Psychiatric illnesses devastate families and drain billions of dollars from the US economy each year. Patients and physicians need new treatment approaches and methods for early diagnosis, since early intervention has been shown to prevent long-term mental deterioration and even suicide. Genetic insight offers the best hope for such approaches.
Scientists and physicians have long suspected that mutated genes cause most psychiatric disorders, since such disorders frequently run in families, perhaps more than any other common disease. Sadly, conventional types of genetic analysis have not identified a single gene proven important in psychiatric illness in the general population. The only promising insight comes from studies of the Wolfram syndrome gene, since WS mutations may account for more than 7% of cases of some common mental illnesses.
THE WOLFRAM SYNDROME GENE – GENETIC INSIGHT INTO PSYCHIATRIC ILLNESS
In 1937, Dr. Donald Wolfram of the Mayo Clinic described four boys who had both diabetes mellitus (sugar diabetes) and optic atrophy (failure of the nerves from the eye to the brain). Patients who have both these disorders are said to have the “Wolfram syndrome (WS).”
Other problems WS patients may experience include (Diabetes Care 1995):
- Their bladders may enlarge because of autonomic nerve failure, which can lead to renal failure;
- They may make very dilute urine because part of the pituitary gland fails;
- Many experience nerve deafness, ataxia, or seizures.
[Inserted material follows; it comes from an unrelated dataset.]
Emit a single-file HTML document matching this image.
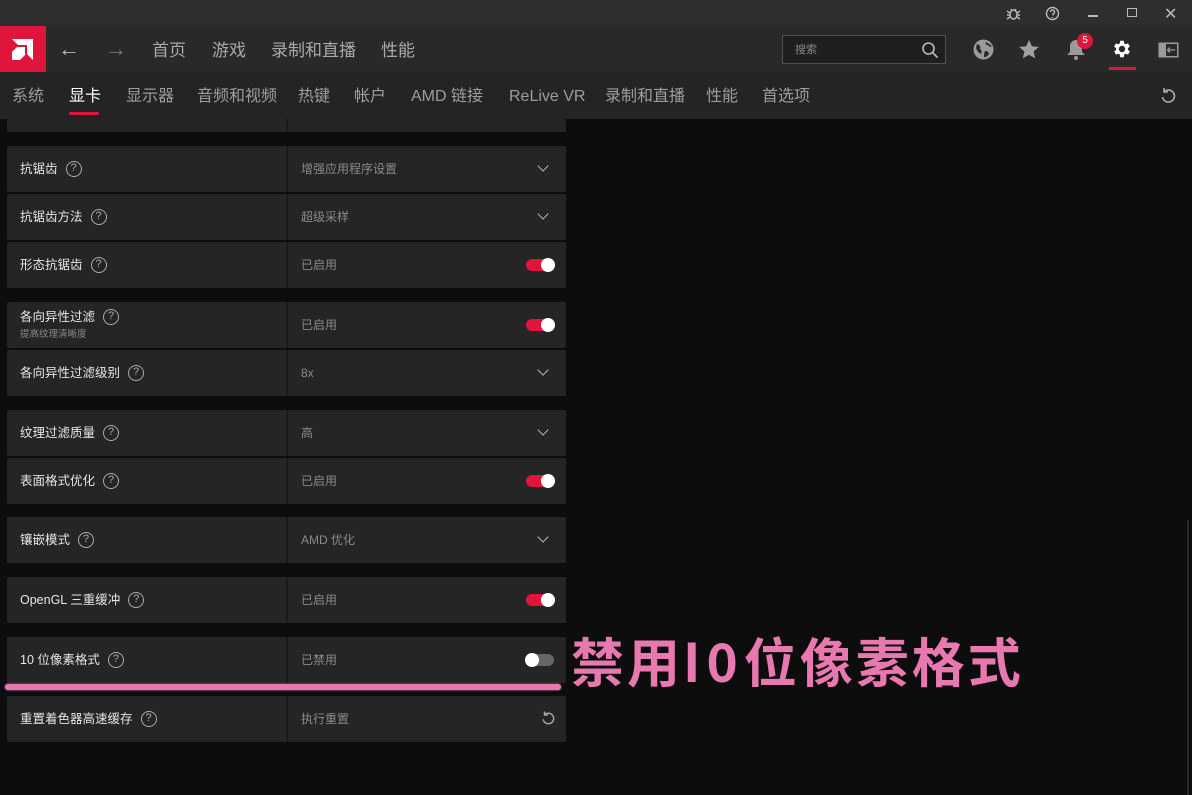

Wolfram syndrome patients -- with two mutated WS genes -- frequently have severe psychiatric illnesses, beginning in adolescence (Lancet 1990):
Paranoid delusions;
- Auditory or visual hallucinations;
- Violent, aggressive, or assaultive behavior;
- Organic brain syndrome (dementia), particularly in the late stages of their illness;
- Depression;
- Suicide attempts;
- Required psychiatric hospitalization.
WS patients exhibit aggressive, impulsive behavior. Some examples include one WS patient who jumped from a second story window and another who twice attempted to jump from a moving vehicle.
Patients get WS by receiving a mutated WS gene from each parent. The parents, who carry only one mutated WS gene, are called carriers or heterozygotes. Close blood relatives such as aunts, uncles, and grandparents have a 50-50 chance of carrying the mutated WS gene in their family.
As always, carriers of a single mutation (heterozygotes) for any recessive syndrome, such as the Wolfram syndrome, are relatively common in the population, making this potentially an important gene in understanding the cause of mental illness. The first evidence that WS mutations predispose carriers (heterozygotes) to severe psychiatric symptoms appeared in the American Journal of Psychiatry 1991: “Significantly more WS blood relatives had committed suicide or had a psychiatric hospitalization than spouse controls.”
Carriers of WS mutations are much more frequent among the blood relatives than among spouses who married into the WS family.
Dr. Swift’s research team followed up on this and asked members of WS families to fill out questionnaires that asked about their own psychiatric and behavioral problems.
WS blood relatives reported depression as their most frequent symptom. The following problems were also high on the list:
- Alcohol/drug dependence;
- Destructive outbursts;
- Suicide attempts;
- Hospitalization for mental illness;
- Controlling thoughts;
- Racing thoughts;
- Confusion/memory loss.
Next, the rigorous Index-Test Method confirmed that mutations in the WS gene predispose to mental illness. Each of the subjects in the index-test analysis was selected because s/he had been hospitalized for psychiatric illness. Hospitalization is solid evidence for such illness. When the psychiatric illnesses in the subjects were tabulated, it turned out that all of these subjects had been hospitalized for depression. Thus, the Index-Test Method confirmed that WS mutation carriers have a substantially increased risk for hospitalization for depression. This method has not yet been used to determine which other psychiatric disorders are associated with WS mutations.
Other research groups have published evidence that WS mutations are frequent in psychiatric patients. A substantial number of WS missense mutations were found in a mixed group of patients, including many with schizophrenia Another group found the same type of mutations in people who had committed suicide. One cannot draw definitive conclusions from these studies or other with similar research designs.
Testing for WS mutations will lead to earlier diagnosis of psychiatric conditions and, consequently, to early and successful intervention. For example, close relatives of a person who committed suicide could be tested to see if they carry a WS mutation. WS mutation screening can make it possible to diagnose a metabolic, as opposed to psychosocial, cause of a child’s severe behavioral problems. Proper treatment can then be given.
Before information about WS mutations can be utilized fully to improve the diagnosis and care of psychiatric patients, two major questions must be addressed. The index-test method must determine which psychiatric disorders, in addition to depression, arise from carrying a single WS mutation. Second, this method must be applied to find out which WS missense mutations are truly associated with psychiatric illness.
The ultimate goal, preventing psychiatric illness altogether in WS mutation carriers, will be achieved when scientists understand how such illnesses arise from the basic metabolic error caused by a WS mutation.